The limit for a hash is hash_mem_multiplier * work_mem.

Yes, I know, I considered it above in "N".
 

> My questions are as follows:
>
> 1. What happens to the allocated "work_mem" after the execution of query nodes? Are
>    these memory allocations freed?

Yes.

> 2. If they are freed, do they remain in the RSS of the PostgreSQL backend?

They may, because the C library can choose not to actually free all the memory,
but retain some to serve future malloc() requests more efficiently.

This part is important for me to understand (my apologies, I am not a C programmer and for me it is difficult reading PG sources :)): I wanted to understand if in this part there isn't some kind of allocated memory pooling in postgres. So, since some memory is freed then it is up to C Library and underlying OS if it will be returned back to OS or will stay somehow reserved - did I get it correctly?
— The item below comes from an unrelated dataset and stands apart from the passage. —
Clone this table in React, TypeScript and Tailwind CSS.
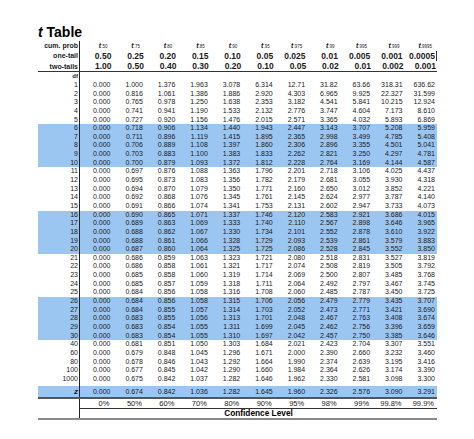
import React from 'react';

const subs = ['.50', '.75', '.80', '.85', '.90', '.95', '.975', '.99', '.995', '.999', '.9995'];
const oneTail = ['0.50', '0.25', '0.20', '0.15', '0.10', '0.05', '0.025', '0.01', '0.005', '0.001', '0.0005'];
const twoTails = ['1.00', '0.50', '0.40', '0.30', '0.20', '0.10', '0.05', '0.02', '0.01', '0.002', '0.001'];
const pct = ['0%', '50%', '60%', '70%', '80%', '90%', '95%', '98%', '99%', '99.8%', '99.9%'];

const rows: [string, string][] = [
    ['1', '0.000 1.000 1.376 1.963 3.078 6.314 12.71 31.82 63.66 318.31 636.62'],
    ['2', '0.000 0.816 1.061 1.386 1.886 2.920 4.303 6.965 9.925 22.327 31.599'],
    ['3', '0.000 0.765 0.978 1.250 1.638 2.353 3.182 4.541 5.841 10.215 12.924'],
    ['4', '0.000 0.741 0.941 1.190 1.533 2.132 2.776 3.747 4.604 7.173 8.610'],
    ['5', '0.000 0.727 0.920 1.156 1.476 2.015 2.571 3.365 4.032 5.893 6.869'],
    ['6', '0.000 0.718 0.906 1.134 1.440 1.943 2.447 3.143 3.707 5.208 5.959'],
    ['7', '0.000 0.711 0.896 1.119 1.415 1.895 2.365 2.998 3.499 4.785 5.408'],
    ['8', '0.000 0.706 0.889 1.108 1.397 1.860 2.306 2.896 3.355 4.501 5.041'],
    ['9', '0.000 0.703 0.883 1.100 1.383 1.833 2.262 2.821 3.250 4.297 4.781'],
    ['10', '0.000 0.700 0.879 1.093 1.372 1.812 2.228 2.764 3.169 4.144 4.587'],
    ['11', '0.000 0.697 0.876 1.088 1.363 1.796 2.201 2.718 3.106 4.025 4.437'],
    ['12', '0.000 0.695 0.873 1.083 1.356 1.782 2.179 2.681 3.055 3.930 4.318'],
    ['13', '0.000 0.694 0.870 1.079 1.350 1.771 2.160 2.650 3.012 3.852 4.221'],
    ['14', '0.000 0.692 0.868 1.076 1.345 1.761 2.145 2.624 2.977 3.787 4.140'],
    ['15', '0.000 0.691 0.866 1.074 1.341 1.753 2.131 2.602 2.947 3.733 4.073'],
    ['16', '0.000 0.690 0.865 1.071 1.337 1.746 2.120 2.583 2.921 3.686 4.015'],
    ['17', '0.000 0.689 0.863 1.069 1.333 1.740 2.110 2.567 2.898 3.646 3.965'],
    ['18', '0.000 0.688 0.862 1.067 1.330 1.734 2.101 2.552 2.878 3.610 3.922'],
    ['19', '0.000 0.688 0.861 1.066 1.328 1.729 2.093 2.539 2.861 3.579 3.883'],
    ['20', '0.000 0.687 0.860 1.064 1.325 1.725 2.086 2.528 2.845 3.552 3.850'],
    ['21', '0.000 0.686 0.859 1.063 1.323 1.721 2.080 2.518 2.831 3.527 3.819'],
    ['22', '0.000 0.686 0.858 1.061 1.321 1.717 2.074 2.508 2.819 3.505 3.792'],
    ['23', '0.000 0.685 0.858 1.060 1.319 1.714 2.069 2.500 2.807 3.485 3.768'],
    ['24', '0.000 0.685 0.857 1.059 1.318 1.711 2.064 2.492 2.797 3.467 3.745'],
    ['25', '0.000 0.684 0.856 1.058 1.316 1.708 2.060 2.485 2.787 3.450 3.725'],
    ['26', '0.000 0.684 0.856 1.058 1.315 1.706 2.056 2.479 2.779 3.435 3.707'],
    ['27', '0.000 0.684 0.855 1.057 1.314 1.703 2.052 2.473 2.771 3.421 3.690'],
    ['28', '0.000 0.683 0.855 1.056 1.313 1.701 2.048 2.467 2.763 3.408 3.674'],
    ['29', '0.000 0.683 0.854 1.055 1.311 1.699 2.045 2.462 2.756 3.396 3.659'],
    ['30', '0.000 0.683 0.854 1.055 1.310 1.697 2.042 2.457 2.750 3.385 3.646'],
    ['40', '0.000 0.681 0.851 1.050 1.303 1.684 2.021 2.423 2.704 3.307 3.551'],
    ['60', '0.000 0.679 0.848 1.045 1.296 1.671 2.000 2.390 2.660 3.232 3.460'],
    ['80', '0.000 0.678 0.846 1.043 1.292 1.664 1.990 2.374 2.639 3.195 3.416'],
    ['100', '0.000 0.677 0.845 1.042 1.290 1.660 1.984 2.364 2.626 3.174 3.390'],
    ['1000', '0.000 0.675 0.842 1.037 1.282 1.646 1.962 2.330 2.581 3.098 3.300'],
];
const zRow = '0.000 0.674 0.842 1.036 1.282 1.645 1.960 2.326 2.576 3.090 3.291'.split(' ');

// df rows 6-10, 16-20, 26-30 get the blue band
const isBlue = (df: string) => {
    const n = Number(df);
    return n <= 30 && (n - 1) % 10 >= 5;
};

function Label({ children, className = '' }: { children?: React.ReactNode; className?: string }) {
    return (
        <div className={`w-[42px] shrink-0 border-r-[1.5px] border-[#222] text-right pr-[1px] ${className}`}>
            {children}
        </div>
    );
}

export default function App() {
    return (
        <div className="min-h-screen bg-white pt-[25px] pl-[38px] text-[#1a1a1a]" style={{ fontFamily: '"Liberation Sans", Arial, sans-serif' }}>
            <h1 className="text-[14px] leading-[15px] font-bold text-black">
                <span className="italic">t</span> Table
            </h1>

            <div className="w-[399px] mt-[1px]">
                {/* header */}
                <div className="flex h-[10px] items-center text-[7px] leading-[10px]">
                    <Label className="font-bold h-full">cum. prob</Label>
                    {subs.map((s) => (
                        <div key={s} className="flex-1 text-right pr-[5px] font-bold italic text-[7px]">
                            t<span className="not-italic font-normal text-[4.5px]">{s}</span>
                        </div>
                    ))}
                </div>
                <div className="flex h-[10px] items-center leading-[10px]">
                    <Label className="font-bold text-[7px] h-full">one-tail</Label>
                    {oneTail.map((v, i) => (
                        <div key={v} className={`flex-1 text-right pr-[1px] font-bold text-[8.5px] ${i === 10 ? 'border-r border-[#333]' : ''}`}>
                            {v}
                        </div>
                    ))}
                </div>
                <div className="flex h-[11px] items-center leading-[10px] border-b border-[#333]">
                    <Label className="font-bold text-[7px] h-full pt-[1px]">two-tails</Label>
                    {twoTails.map((v) => (
                        <div key={v} className="flex-1 text-right pr-[1px] font-bold text-[8.5px]">
                            {v}
                        </div>
                    ))}
                </div>
                <div className="flex h-[9px]">
                    <Label className="font-bold text-[6px] leading-[9px] h-full">df</Label>
                </div>

                {/* body */}
                {rows.map(([df, vals]) => (
                    <div key={df} className={`flex h-[8.65px] items-center text-[7px] leading-[8.65px] ${isBlue(df) ? 'bg-[#9cc6f2]' : ''}`}>
                        <Label className="h-full">{df}</Label>
                        {vals.split(' ').map((v, i) => (
                            <div key={i} className="flex-1 text-right pr-[2px]">
                                {v}
                            </div>
                        ))}
                    </div>
                ))}

                <div className="flex h-[3px]">
                    <Label className="h-full" />
                </div>

                <div className="flex h-[13px] items-center bg-[#9cc6f2] border-b-2 border-[#555] text-[7px] leading-[11px]">
                    <Label className="h-full font-bold italic text-[8px]">z</Label>
                    {zRow.map((v, i) => (
                        <div key={i} className="flex-1 text-right pr-[2px]">
                            {v}
                        </div>
                    ))}
                </div>

                <div className="flex h-[10px] items-center text-[7.5px] leading-[10px]">
                    <Label className="h-full" />
                    <div className="flex flex-1 h-full border-b border-[#333]">
                        {pct.map((v) => (
                            <div key={v} className="flex-1 text-right pr-[3px]">
                                {v}
                            </div>
                        ))}
                    </div>
                </div>

                <div className="flex h-[11px] items-center border-b-2 border-[#8a8a8a]">
                    <Label className="h-full" />
                    <div className="flex-1 text-center font-bold text-[8.3px] leading-[9px] text-black">Confidence Level</div>
                </div>
            </div>
        </div>
    );
}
If so, then most probably this "reserved" memory should be reclaimed under memory pressure conditions (other backends processes try greedely allocate big chunks of memory)?
 

> 3. From various sources, I understand that these allocations are freed after
>    each node execution due to memory contexts, but they might remain in some sort
>    of backend memory pool for future reuse. Is this correct?

I am not sure what you mean, but perhaps what I wrote above.

I repeated myself, so Yes, You wrote above. 
 

> 4. If so, will this memory be accounted for as used RAM on my Linux/Container
>    system after the backend returns to an idle state (e.g., connection pooling)?

Certainly.

> Additionally: If the above is true, and my PostgreSQL host or container is limited
> to 16GB of RAM, what would happen if I have 100 pooled connections, each gradually
> allocating those 160MB? Will this memory be reclaimed (if I understood it correctly
> as a kind of inactive anon mem), or will the OOM Killer be triggered at some point
> (because it is real allocated memory)?

The backends won't keep that much memory allocated, so you need not worry.

Let me reformulate the use-case a bit differently - I would highly appreciate any community inputs: 
1) Let say 60 connections did some intensive memory consuming operations, each one allocating up to 200MB of work_mem, then they finished and returned to 'idle' state. 
2) After that the rest of 40 connections starting doing "work_mem" consuming operations in parallel, each one allocating up to 300MB, then will N*"work_mem" allocated RAM from step#1 be reclaimed at point of step#2 when multiple backend need to allocate aggressively K*"wor_mem" memory?

Thank You
 

100 connections are a lot.  With efficient pooling, you could have fewer connections
and use your resources more efficiently.